Start of Provided entries

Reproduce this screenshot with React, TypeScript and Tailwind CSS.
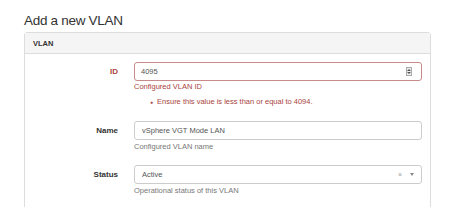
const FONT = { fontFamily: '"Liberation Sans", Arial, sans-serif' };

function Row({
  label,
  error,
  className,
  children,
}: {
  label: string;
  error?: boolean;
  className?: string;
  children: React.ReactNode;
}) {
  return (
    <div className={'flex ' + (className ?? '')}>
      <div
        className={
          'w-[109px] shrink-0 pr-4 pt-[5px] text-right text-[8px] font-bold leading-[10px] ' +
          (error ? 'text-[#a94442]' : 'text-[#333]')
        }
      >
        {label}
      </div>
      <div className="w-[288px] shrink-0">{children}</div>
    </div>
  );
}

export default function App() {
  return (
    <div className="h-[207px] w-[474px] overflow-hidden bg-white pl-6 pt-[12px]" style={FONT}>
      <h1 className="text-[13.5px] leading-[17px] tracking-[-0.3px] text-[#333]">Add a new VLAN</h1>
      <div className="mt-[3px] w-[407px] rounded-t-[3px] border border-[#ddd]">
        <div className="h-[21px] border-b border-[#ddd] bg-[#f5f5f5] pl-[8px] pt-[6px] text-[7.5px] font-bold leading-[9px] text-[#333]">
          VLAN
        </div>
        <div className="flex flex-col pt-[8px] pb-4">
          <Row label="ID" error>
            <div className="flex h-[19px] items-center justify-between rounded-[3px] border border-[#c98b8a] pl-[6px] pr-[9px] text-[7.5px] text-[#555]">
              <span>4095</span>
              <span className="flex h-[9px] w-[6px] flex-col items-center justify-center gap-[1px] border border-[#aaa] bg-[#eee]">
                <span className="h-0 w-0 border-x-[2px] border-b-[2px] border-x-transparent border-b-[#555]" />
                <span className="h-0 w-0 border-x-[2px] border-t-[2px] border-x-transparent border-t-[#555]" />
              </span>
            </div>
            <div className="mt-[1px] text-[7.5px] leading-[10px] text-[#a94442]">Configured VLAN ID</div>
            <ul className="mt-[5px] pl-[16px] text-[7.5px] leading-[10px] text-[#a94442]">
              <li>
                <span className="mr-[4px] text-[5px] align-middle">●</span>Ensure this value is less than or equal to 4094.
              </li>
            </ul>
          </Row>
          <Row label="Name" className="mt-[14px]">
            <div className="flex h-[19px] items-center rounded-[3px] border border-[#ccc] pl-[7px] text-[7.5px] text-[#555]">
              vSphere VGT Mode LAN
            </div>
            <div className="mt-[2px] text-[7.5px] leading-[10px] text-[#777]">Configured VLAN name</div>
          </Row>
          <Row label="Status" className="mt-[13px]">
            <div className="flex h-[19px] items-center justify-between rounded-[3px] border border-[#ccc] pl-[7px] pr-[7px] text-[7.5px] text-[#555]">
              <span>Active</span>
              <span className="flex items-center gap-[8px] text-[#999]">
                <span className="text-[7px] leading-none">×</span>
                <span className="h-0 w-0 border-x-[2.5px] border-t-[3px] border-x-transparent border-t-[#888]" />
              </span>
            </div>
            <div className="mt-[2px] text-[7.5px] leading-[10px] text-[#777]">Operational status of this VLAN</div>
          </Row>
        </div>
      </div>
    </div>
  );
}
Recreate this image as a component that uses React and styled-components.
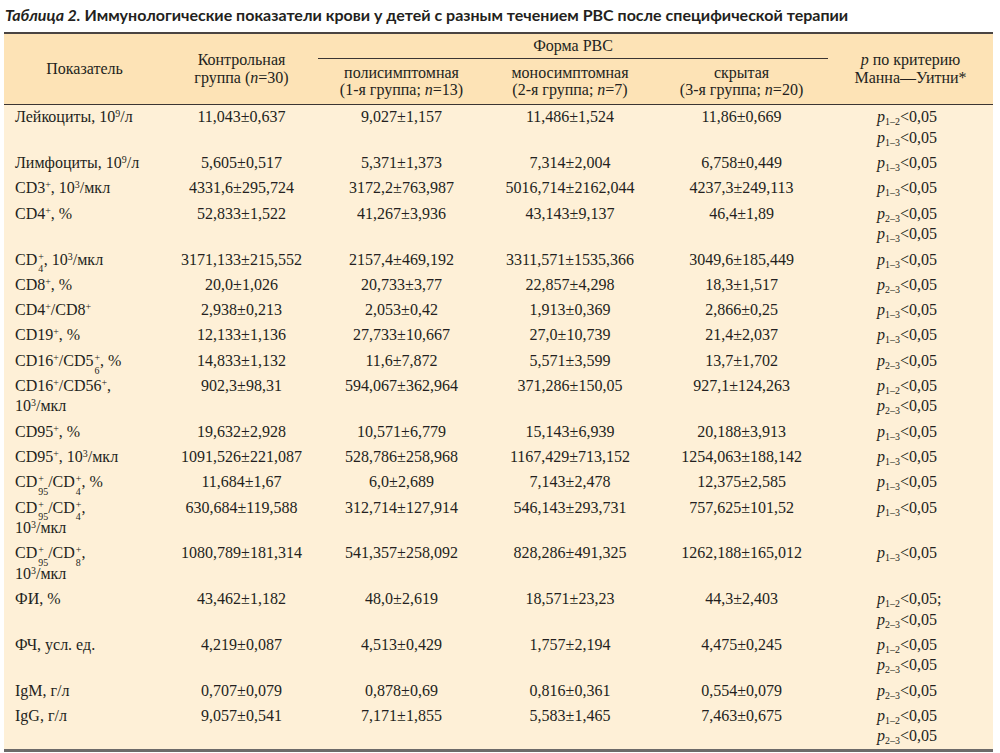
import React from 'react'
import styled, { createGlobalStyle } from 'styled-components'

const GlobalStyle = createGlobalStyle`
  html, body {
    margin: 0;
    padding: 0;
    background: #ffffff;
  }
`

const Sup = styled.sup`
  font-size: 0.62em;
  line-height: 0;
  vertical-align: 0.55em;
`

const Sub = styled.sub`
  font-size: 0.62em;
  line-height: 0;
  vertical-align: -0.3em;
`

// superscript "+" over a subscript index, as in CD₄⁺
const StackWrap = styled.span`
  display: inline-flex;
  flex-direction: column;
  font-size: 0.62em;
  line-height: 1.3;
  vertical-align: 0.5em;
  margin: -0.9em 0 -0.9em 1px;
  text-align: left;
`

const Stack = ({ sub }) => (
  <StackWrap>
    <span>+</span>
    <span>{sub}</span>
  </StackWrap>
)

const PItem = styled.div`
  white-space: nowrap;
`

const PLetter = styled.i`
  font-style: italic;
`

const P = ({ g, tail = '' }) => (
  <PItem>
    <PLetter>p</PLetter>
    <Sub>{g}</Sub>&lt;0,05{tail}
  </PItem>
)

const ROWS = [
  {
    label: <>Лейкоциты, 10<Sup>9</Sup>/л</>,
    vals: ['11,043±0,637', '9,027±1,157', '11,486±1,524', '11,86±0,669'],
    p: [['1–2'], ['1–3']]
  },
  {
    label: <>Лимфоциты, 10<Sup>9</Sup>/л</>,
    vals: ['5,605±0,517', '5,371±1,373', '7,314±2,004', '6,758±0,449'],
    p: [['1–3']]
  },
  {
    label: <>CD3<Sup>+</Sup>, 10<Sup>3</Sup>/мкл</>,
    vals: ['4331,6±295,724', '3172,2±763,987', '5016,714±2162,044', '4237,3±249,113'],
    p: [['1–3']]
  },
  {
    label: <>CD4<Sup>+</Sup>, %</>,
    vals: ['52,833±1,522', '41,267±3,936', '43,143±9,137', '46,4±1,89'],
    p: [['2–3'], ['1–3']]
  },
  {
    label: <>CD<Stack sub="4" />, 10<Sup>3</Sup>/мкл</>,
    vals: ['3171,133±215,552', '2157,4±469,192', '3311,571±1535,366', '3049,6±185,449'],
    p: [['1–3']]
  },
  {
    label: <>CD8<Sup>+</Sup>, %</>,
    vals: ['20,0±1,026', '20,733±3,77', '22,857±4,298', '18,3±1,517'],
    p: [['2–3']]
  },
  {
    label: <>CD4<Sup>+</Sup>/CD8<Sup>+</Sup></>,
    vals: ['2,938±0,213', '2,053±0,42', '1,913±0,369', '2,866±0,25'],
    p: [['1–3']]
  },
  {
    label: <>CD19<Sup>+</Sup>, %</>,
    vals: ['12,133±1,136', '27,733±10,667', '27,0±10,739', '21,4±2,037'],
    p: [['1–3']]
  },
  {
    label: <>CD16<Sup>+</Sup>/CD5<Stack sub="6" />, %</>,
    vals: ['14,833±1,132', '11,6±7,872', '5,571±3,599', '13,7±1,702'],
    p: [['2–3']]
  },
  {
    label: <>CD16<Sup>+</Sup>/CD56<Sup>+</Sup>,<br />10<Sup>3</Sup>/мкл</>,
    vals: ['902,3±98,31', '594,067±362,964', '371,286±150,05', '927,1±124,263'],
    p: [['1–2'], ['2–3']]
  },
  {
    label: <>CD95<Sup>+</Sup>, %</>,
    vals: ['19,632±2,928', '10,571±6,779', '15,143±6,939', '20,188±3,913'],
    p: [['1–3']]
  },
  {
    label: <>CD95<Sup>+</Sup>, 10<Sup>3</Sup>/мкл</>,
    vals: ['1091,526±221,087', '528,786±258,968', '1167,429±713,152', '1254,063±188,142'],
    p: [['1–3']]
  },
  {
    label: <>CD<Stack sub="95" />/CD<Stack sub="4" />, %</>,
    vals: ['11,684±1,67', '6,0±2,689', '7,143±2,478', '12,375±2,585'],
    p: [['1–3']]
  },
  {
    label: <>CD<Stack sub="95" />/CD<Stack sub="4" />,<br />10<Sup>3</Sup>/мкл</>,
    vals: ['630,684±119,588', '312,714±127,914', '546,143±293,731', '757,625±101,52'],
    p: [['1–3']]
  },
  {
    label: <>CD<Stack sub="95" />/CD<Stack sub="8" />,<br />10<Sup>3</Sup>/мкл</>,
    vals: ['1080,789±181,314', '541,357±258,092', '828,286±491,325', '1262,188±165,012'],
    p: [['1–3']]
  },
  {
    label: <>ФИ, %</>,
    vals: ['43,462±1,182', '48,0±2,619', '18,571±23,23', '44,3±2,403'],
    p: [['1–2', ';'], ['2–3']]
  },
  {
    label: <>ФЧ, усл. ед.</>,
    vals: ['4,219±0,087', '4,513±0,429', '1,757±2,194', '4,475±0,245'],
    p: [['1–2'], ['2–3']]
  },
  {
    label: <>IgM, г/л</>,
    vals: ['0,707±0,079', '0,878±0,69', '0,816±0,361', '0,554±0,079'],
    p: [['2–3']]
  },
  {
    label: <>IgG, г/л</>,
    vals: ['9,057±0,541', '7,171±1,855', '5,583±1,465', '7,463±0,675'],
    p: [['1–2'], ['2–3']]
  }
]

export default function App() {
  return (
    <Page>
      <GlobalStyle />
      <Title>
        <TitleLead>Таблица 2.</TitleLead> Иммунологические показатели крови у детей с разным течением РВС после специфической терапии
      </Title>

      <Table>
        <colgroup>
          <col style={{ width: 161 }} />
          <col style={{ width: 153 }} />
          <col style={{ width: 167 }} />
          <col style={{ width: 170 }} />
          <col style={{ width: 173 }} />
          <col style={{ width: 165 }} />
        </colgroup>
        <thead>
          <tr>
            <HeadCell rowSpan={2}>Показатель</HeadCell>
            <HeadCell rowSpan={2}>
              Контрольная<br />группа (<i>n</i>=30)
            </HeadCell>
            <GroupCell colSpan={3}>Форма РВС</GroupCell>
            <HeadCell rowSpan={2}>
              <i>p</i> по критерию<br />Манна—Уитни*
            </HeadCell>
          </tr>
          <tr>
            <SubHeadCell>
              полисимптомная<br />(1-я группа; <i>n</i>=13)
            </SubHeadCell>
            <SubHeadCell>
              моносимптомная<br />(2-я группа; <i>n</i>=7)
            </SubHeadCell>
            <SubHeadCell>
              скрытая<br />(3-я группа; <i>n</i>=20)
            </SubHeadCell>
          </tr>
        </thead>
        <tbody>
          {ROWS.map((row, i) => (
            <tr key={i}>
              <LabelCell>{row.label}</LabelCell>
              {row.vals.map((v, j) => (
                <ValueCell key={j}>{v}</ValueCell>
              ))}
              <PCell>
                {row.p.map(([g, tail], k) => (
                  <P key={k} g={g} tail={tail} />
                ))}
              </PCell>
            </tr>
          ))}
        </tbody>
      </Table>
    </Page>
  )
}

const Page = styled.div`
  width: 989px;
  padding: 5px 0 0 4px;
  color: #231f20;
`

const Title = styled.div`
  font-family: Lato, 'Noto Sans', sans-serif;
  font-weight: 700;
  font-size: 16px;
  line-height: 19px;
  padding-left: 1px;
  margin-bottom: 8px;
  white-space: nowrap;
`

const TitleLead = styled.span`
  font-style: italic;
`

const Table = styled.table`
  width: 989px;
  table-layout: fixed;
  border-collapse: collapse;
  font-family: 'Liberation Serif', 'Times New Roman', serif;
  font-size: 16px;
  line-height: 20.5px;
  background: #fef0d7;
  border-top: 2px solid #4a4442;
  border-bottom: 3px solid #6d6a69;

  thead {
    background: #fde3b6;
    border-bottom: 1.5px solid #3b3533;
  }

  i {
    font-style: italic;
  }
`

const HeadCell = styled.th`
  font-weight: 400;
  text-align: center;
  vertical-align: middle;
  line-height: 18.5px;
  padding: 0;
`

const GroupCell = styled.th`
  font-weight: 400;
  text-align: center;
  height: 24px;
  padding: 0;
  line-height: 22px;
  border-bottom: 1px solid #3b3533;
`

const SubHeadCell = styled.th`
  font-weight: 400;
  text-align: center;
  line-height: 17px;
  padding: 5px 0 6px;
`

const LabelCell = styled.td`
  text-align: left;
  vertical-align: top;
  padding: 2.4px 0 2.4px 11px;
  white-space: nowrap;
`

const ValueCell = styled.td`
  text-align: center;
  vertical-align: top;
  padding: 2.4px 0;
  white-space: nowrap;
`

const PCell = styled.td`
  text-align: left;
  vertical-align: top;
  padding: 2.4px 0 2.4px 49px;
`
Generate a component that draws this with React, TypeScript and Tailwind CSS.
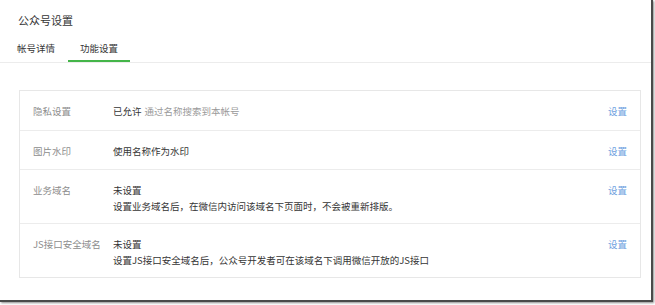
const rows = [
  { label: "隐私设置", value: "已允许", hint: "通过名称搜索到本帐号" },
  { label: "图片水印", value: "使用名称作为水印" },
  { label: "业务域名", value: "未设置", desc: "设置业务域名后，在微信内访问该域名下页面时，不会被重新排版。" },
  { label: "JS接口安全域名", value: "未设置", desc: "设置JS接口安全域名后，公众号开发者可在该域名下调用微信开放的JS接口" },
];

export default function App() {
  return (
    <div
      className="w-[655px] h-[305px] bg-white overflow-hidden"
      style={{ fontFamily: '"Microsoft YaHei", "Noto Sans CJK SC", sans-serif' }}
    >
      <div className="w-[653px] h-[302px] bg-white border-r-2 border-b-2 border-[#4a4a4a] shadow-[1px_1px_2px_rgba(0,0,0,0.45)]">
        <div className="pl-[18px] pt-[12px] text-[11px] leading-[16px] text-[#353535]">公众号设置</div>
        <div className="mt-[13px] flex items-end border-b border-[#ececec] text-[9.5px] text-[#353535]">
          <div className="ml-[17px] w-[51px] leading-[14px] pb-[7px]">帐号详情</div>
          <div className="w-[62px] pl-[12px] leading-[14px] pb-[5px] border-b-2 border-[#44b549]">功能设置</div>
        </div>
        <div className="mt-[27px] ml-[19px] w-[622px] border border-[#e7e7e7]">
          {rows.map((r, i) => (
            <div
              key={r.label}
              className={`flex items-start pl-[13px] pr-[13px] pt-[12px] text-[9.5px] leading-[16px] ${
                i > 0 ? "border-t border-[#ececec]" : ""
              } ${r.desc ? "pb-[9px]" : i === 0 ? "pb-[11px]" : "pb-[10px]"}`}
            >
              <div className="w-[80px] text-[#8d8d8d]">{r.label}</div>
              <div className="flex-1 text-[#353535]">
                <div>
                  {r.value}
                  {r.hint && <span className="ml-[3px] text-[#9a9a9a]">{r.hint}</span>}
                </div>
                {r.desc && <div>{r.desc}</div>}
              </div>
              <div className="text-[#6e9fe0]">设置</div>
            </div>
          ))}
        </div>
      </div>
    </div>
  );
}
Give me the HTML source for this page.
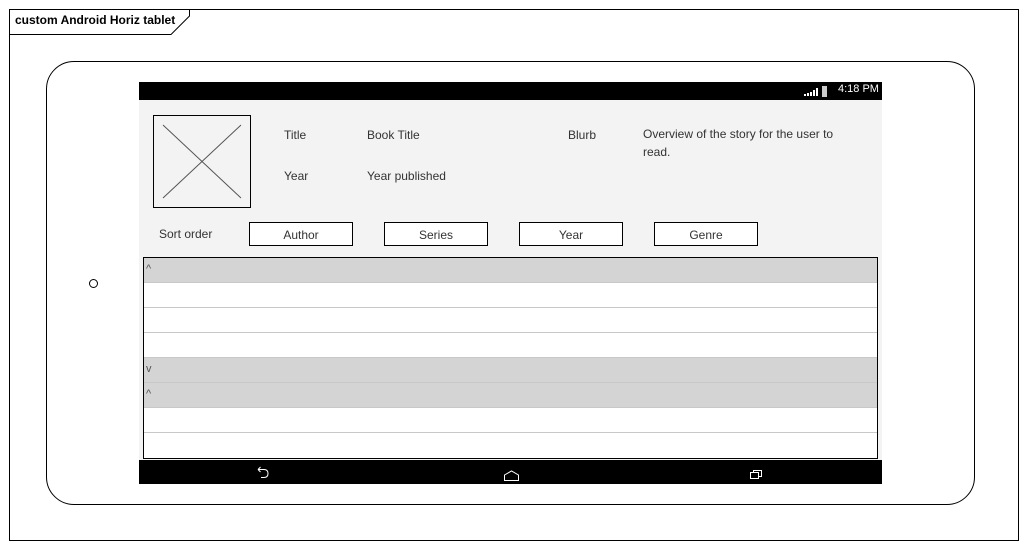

End of Provided entries

▶ [The problem]: Pull out all lines containing "Tailwind".

▶ [Full answer]:
Reproduce this screenshot with React, TypeScript and Tailwind CSS.
Generate a component that draws this with React, TypeScript and Tailwind CSS.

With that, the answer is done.